** BEGIN **

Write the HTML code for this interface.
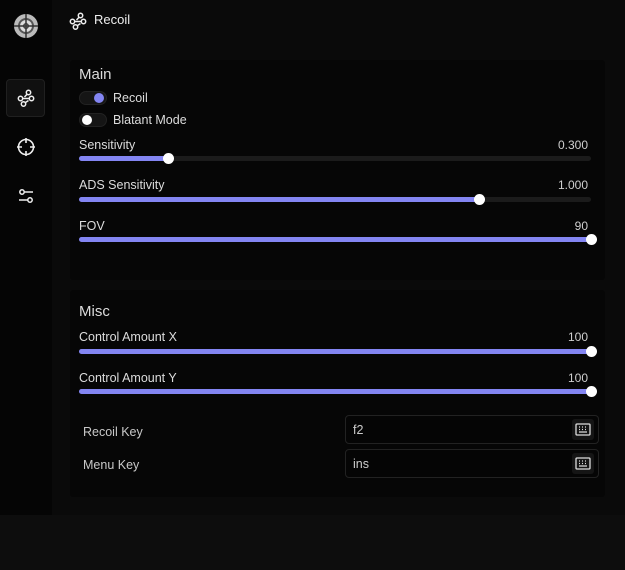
<!DOCTYPE html>
<html><head><meta charset="utf-8"><style>
*{margin:0;padding:0;box-sizing:border-box}
body{width:625px;height:570px;background:#0a0a0a;font-family:"Liberation Sans",sans-serif;color:#e6e6e6;position:relative;overflow:hidden}
.side{position:absolute;left:0;top:0;width:52px;height:515px;background:#050505}
.bottom{position:absolute;left:0;top:515px;width:625px;height:55px;background:#0d0d0d}
.sb{position:absolute;left:6px;width:39px;height:38px;border-radius:4px;display:flex;align-items:center;justify-content:center}
.sb.act{background:#101010;border:1px solid #202020}
.panel{position:absolute;left:70px;width:535px;background:#060606;border-radius:3px}
.abs{position:absolute}
.h{font-size:15px;color:#dcdcdc}
.lbl{font-size:12.5px;color:#dcdcdc}
.val{font-size:12px;color:#cfcfcf;text-align:right}
.track{position:absolute;left:79px;width:512px;height:5px;border-radius:3px;background:#1b1b1b}
.fill{position:absolute;left:0;top:0;height:5px;border-radius:3px;background:#8385f2}
.thumb{position:absolute;top:-3px;width:11px;height:11px;border-radius:50%;background:#fff;margin-left:-5px}
.tog{position:absolute;left:79px;width:28px;height:14px;border-radius:7px;background:#151515;border:1px solid #222}
.knob{position:absolute;top:1px;width:10px;height:10px;border-radius:50%}
.inp{position:absolute;left:345px;width:254px;height:29px;border:1px solid #222;border-radius:4px;background:#050505;font-size:12.5px;color:#ccc;padding:7px 7px}
.kb{position:absolute;right:4px;top:3px;width:22px;height:21px;border-radius:3px;background:#151515;display:flex;align-items:center;justify-content:center}
</style></head><body>
<div class="side"></div>
<div class="bottom"></div>
<svg class="abs" style="left:12px;top:12px" width="28" height="28" viewBox="0 0 28 28">
<circle cx="14" cy="14" r="12" fill="#bbb"/><circle cx="14" cy="14" r="8" fill="#555"/><circle cx="14" cy="14" r="6" fill="#ddd"/><circle cx="14" cy="14" r="3" fill="#444"/><circle cx="14" cy="14" r="1.5" fill="#fff"/>
<path d="M14 2v24M2 14h24" stroke="#333" stroke-width="1.5"/></svg>
<svg class="abs" style="left:69px;top:12px" width="18" height="18" viewBox="0 0 18 18" fill="none" stroke="#eee" stroke-width="1.5">
<circle cx="11.5" cy="3.5" r="2.2"/><circle cx="3.5" cy="9.5" r="2.2"/><circle cx="14.5" cy="9.5" r="2.2"/><circle cx="6.5" cy="15" r="2.2"/><path d="M5.7 9.5h6.6M10 5.2L7.5 8M11.5 11.5L8.5 13.5"/></svg>
<div class="abs" style="left:94px;top:12px;font-size:13px;color:#eee">Recoil</div>
<div class="sb act" style="top:79px"><svg width="18" height="18" viewBox="0 0 18 18" fill="none" stroke="#eee" stroke-width="1.5"><circle cx="11.5" cy="3.5" r="2.2"/><circle cx="3.5" cy="9.5" r="2.2"/><circle cx="14.5" cy="9.5" r="2.2"/><circle cx="6.5" cy="15" r="2.2"/><path d="M5.7 9.5h6.6M10 5.2L7.5 8M11.5 11.5L8.5 13.5"/></svg></div>
<div class="sb" style="top:128px"><svg width="20" height="20" viewBox="0 0 20 20" fill="none" stroke="#eee" stroke-width="1.6"><circle cx="10" cy="10" r="7.5"/><path d="M10 1v5M10 14v5M1 10h5M14 10h5"/></svg></div>
<div class="sb" style="top:177px"><svg width="18" height="18" viewBox="0 0 18 18" fill="none" stroke="#eee" stroke-width="1.5"><circle cx="5" cy="5" r="2.2"/><path d="M7.2 5H16"/><circle cx="13" cy="13" r="2.2"/><path d="M2 13h8.8"/></svg></div>

<div class="panel" style="top:60px;height:220px"></div>
<div class="panel" style="top:290px;height:207px"></div>

<div class="abs h" style="left:79px;top:66px">Main</div>
<div class="tog" style="top:91px"><div class="knob" style="left:14px;background:#8385f2"></div></div>
<div class="abs lbl" style="left:113px;top:91px">Recoil</div>
<div class="tog" style="top:113px"><div class="knob" style="left:2px;background:#fff"></div></div>
<div class="abs lbl" style="left:113px;top:113px">Blatant Mode</div>

<div class="abs lbl" style="left:79px;top:138px">Sensitivity</div><div class="abs val" style="right:37px;top:138px">0.300</div>
<div class="track" style="top:156px"><div class="fill" style="width:89px"></div><div class="thumb" style="left:89px"></div></div>
<div class="abs lbl" style="left:79px;top:178px">ADS Sensitivity</div><div class="abs val" style="right:37px;top:178px">1.000</div>
<div class="track" style="top:197px"><div class="fill" style="width:400px"></div><div class="thumb" style="left:400px"></div></div>
<div class="abs lbl" style="left:79px;top:219px">FOV</div><div class="abs val" style="right:37px;top:219px">90</div>
<div class="track" style="top:237px"><div class="fill" style="width:512px"></div><div class="thumb" style="left:512px"></div></div>

<div class="abs h" style="left:79px;top:303px">Misc</div>
<div class="abs lbl" style="left:79px;top:330px">Control Amount X</div><div class="abs val" style="right:37px;top:330px">100</div>
<div class="track" style="top:349px"><div class="fill" style="width:512px"></div><div class="thumb" style="left:512px"></div></div>
<div class="abs lbl" style="left:79px;top:371px">Control Amount Y</div><div class="abs val" style="right:37px;top:371px">100</div>
<div class="track" style="top:389px"><div class="fill" style="width:512px"></div><div class="thumb" style="left:512px"></div></div>

<div class="abs lbl" style="left:83px;top:425px;color:#c8c8c8">Recoil Key</div>
<div class="inp" style="top:415px">f2<div class="kb"><svg width="16" height="13" viewBox="0 0 16 13" fill="none" stroke="#ddd" stroke-width="1.3"><rect x="1" y="1" width="14" height="11" rx="1"/><path d="M4 4h1M7 4h1M10 4h1M4 6.5h1M7 6.5h1M10 6.5h1M4 9h8"/></svg></div></div>
<div class="abs lbl" style="left:83px;top:458px;color:#c8c8c8">Menu Key</div>
<div class="inp" style="top:449px">ins<div class="kb"><svg width="16" height="13" viewBox="0 0 16 13" fill="none" stroke="#ddd" stroke-width="1.3"><rect x="1" y="1" width="14" height="11" rx="1"/><path d="M4 4h1M7 4h1M10 4h1M4 6.5h1M7 6.5h1M10 6.5h1M4 9h8"/></svg></div></div>
</body></html>
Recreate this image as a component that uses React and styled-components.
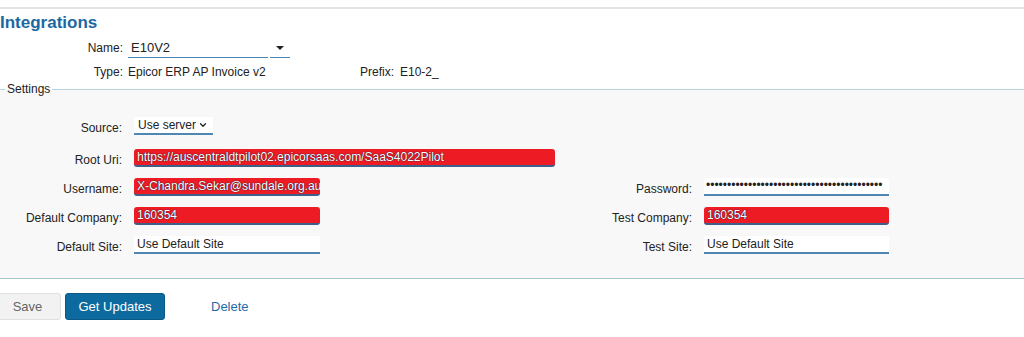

** END **

**Task objective:** Repeat the listing in full and exactly. Leave any pictures out.

**The answer:**
Write the HTML code for this interface.
<!DOCTYPE html>
<html><head><meta charset="utf-8"><style>
*{margin:0;padding:0;box-sizing:border-box}
body{width:625px;height:570px;background:#0a0a0a;font-family:"Liberation Sans",sans-serif;color:#e6e6e6;position:relative;overflow:hidden}
.side{position:absolute;left:0;top:0;width:52px;height:515px;background:#050505}
.bottom{position:absolute;left:0;top:515px;width:625px;height:55px;background:#0d0d0d}
.sb{position:absolute;left:6px;width:39px;height:38px;border-radius:4px;display:flex;align-items:center;justify-content:center}
.sb.act{background:#101010;border:1px solid #202020}
.panel{position:absolute;left:70px;width:535px;background:#060606;border-radius:3px}
.abs{position:absolute}
.h{font-size:15px;color:#dcdcdc}
.lbl{font-size:12.5px;color:#dcdcdc}
.val{font-size:12px;color:#cfcfcf;text-align:right}
.track{position:absolute;left:79px;width:512px;height:5px;border-radius:3px;background:#1b1b1b}
.fill{position:absolute;left:0;top:0;height:5px;border-radius:3px;background:#8385f2}
.thumb{position:absolute;top:-3px;width:11px;height:11px;border-radius:50%;background:#fff;margin-left:-5px}
.tog{position:absolute;left:79px;width:28px;height:14px;border-radius:7px;background:#151515;border:1px solid #222}
.knob{position:absolute;top:1px;width:10px;height:10px;border-radius:50%}
.inp{position:absolute;left:345px;width:254px;height:29px;border:1px solid #222;border-radius:4px;background:#050505;font-size:12.5px;color:#ccc;padding:7px 7px}
.kb{position:absolute;right:4px;top:3px;width:22px;height:21px;border-radius:3px;background:#151515;display:flex;align-items:center;justify-content:center}
</style></head><body>
<div class="side"></div>
<div class="bottom"></div>
<svg class="abs" style="left:12px;top:12px" width="28" height="28" viewBox="0 0 28 28">
<circle cx="14" cy="14" r="12" fill="#bbb"/><circle cx="14" cy="14" r="8" fill="#555"/><circle cx="14" cy="14" r="6" fill="#ddd"/><circle cx="14" cy="14" r="3" fill="#444"/><circle cx="14" cy="14" r="1.5" fill="#fff"/>
<path d="M14 2v24M2 14h24" stroke="#333" stroke-width="1.5"/></svg>
<svg class="abs" style="left:69px;top:12px" width="18" height="18" viewBox="0 0 18 18" fill="none" stroke="#eee" stroke-width="1.5">
<circle cx="11.5" cy="3.5" r="2.2"/><circle cx="3.5" cy="9.5" r="2.2"/><circle cx="14.5" cy="9.5" r="2.2"/><circle cx="6.5" cy="15" r="2.2"/><path d="M5.7 9.5h6.6M10 5.2L7.5 8M11.5 11.5L8.5 13.5"/></svg>
<div class="abs" style="left:94px;top:12px;font-size:13px;color:#eee">Recoil</div>
<div class="sb act" style="top:79px"><svg width="18" height="18" viewBox="0 0 18 18" fill="none" stroke="#eee" stroke-width="1.5"><circle cx="11.5" cy="3.5" r="2.2"/><circle cx="3.5" cy="9.5" r="2.2"/><circle cx="14.5" cy="9.5" r="2.2"/><circle cx="6.5" cy="15" r="2.2"/><path d="M5.7 9.5h6.6M10 5.2L7.5 8M11.5 11.5L8.5 13.5"/></svg></div>
<div class="sb" style="top:128px"><svg width="20" height="20" viewBox="0 0 20 20" fill="none" stroke="#eee" stroke-width="1.6"><circle cx="10" cy="10" r="7.5"/><path d="M10 1v5M10 14v5M1 10h5M14 10h5"/></svg></div>
<div class="sb" style="top:177px"><svg width="18" height="18" viewBox="0 0 18 18" fill="none" stroke="#eee" stroke-width="1.5"><circle cx="5" cy="5" r="2.2"/><path d="M7.2 5H16"/><circle cx="13" cy="13" r="2.2"/><path d="M2 13h8.8"/></svg></div>

<div class="panel" style="top:60px;height:220px"></div>
<div class="panel" style="top:290px;height:207px"></div>

<div class="abs h" style="left:79px;top:66px">Main</div>
<div class="tog" style="top:91px"><div class="knob" style="left:14px;background:#8385f2"></div></div>
<div class="abs lbl" style="left:113px;top:91px">Recoil</div>
<div class="tog" style="top:113px"><div class="knob" style="left:2px;background:#fff"></div></div>
<div class="abs lbl" style="left:113px;top:113px">Blatant Mode</div>

<div class="abs lbl" style="left:79px;top:138px">Sensitivity</div><div class="abs val" style="right:37px;top:138px">0.300</div>
<div class="track" style="top:156px"><div class="fill" style="width:89px"></div><div class="thumb" style="left:89px"></div></div>
<div class="abs lbl" style="left:79px;top:178px">ADS Sensitivity</div><div class="abs val" style="right:37px;top:178px">1.000</div>
<div class="track" style="top:197px"><div class="fill" style="width:400px"></div><div class="thumb" style="left:400px"></div></div>
<div class="abs lbl" style="left:79px;top:219px">FOV</div><div class="abs val" style="right:37px;top:219px">90</div>
<div class="track" style="top:237px"><div class="fill" style="width:512px"></div><div class="thumb" style="left:512px"></div></div>

<div class="abs h" style="left:79px;top:303px">Misc</div>
<div class="abs lbl" style="left:79px;top:330px">Control Amount X</div><div class="abs val" style="right:37px;top:330px">100</div>
<div class="track" style="top:349px"><div class="fill" style="width:512px"></div><div class="thumb" style="left:512px"></div></div>
<div class="abs lbl" style="left:79px;top:371px">Control Amount Y</div><div class="abs val" style="right:37px;top:371px">100</div>
<div class="track" style="top:389px"><div class="fill" style="width:512px"></div><div class="thumb" style="left:512px"></div></div>

<div class="abs lbl" style="left:83px;top:425px;color:#c8c8c8">Recoil Key</div>
<div class="inp" style="top:415px">f2<div class="kb"><svg width="16" height="13" viewBox="0 0 16 13" fill="none" stroke="#ddd" stroke-width="1.3"><rect x="1" y="1" width="14" height="11" rx="1"/><path d="M4 4h1M7 4h1M10 4h1M4 6.5h1M7 6.5h1M10 6.5h1M4 9h8"/></svg></div></div>
<div class="abs lbl" style="left:83px;top:458px;color:#c8c8c8">Menu Key</div>
<div class="inp" style="top:449px">ins<div class="kb"><svg width="16" height="13" viewBox="0 0 16 13" fill="none" stroke="#ddd" stroke-width="1.3"><rect x="1" y="1" width="14" height="11" rx="1"/><path d="M4 4h1M7 4h1M10 4h1M4 6.5h1M7 6.5h1M10 6.5h1M4 9h8"/></svg></div></div>
</body></html>
Recreate this image as a component that uses React and styled-components.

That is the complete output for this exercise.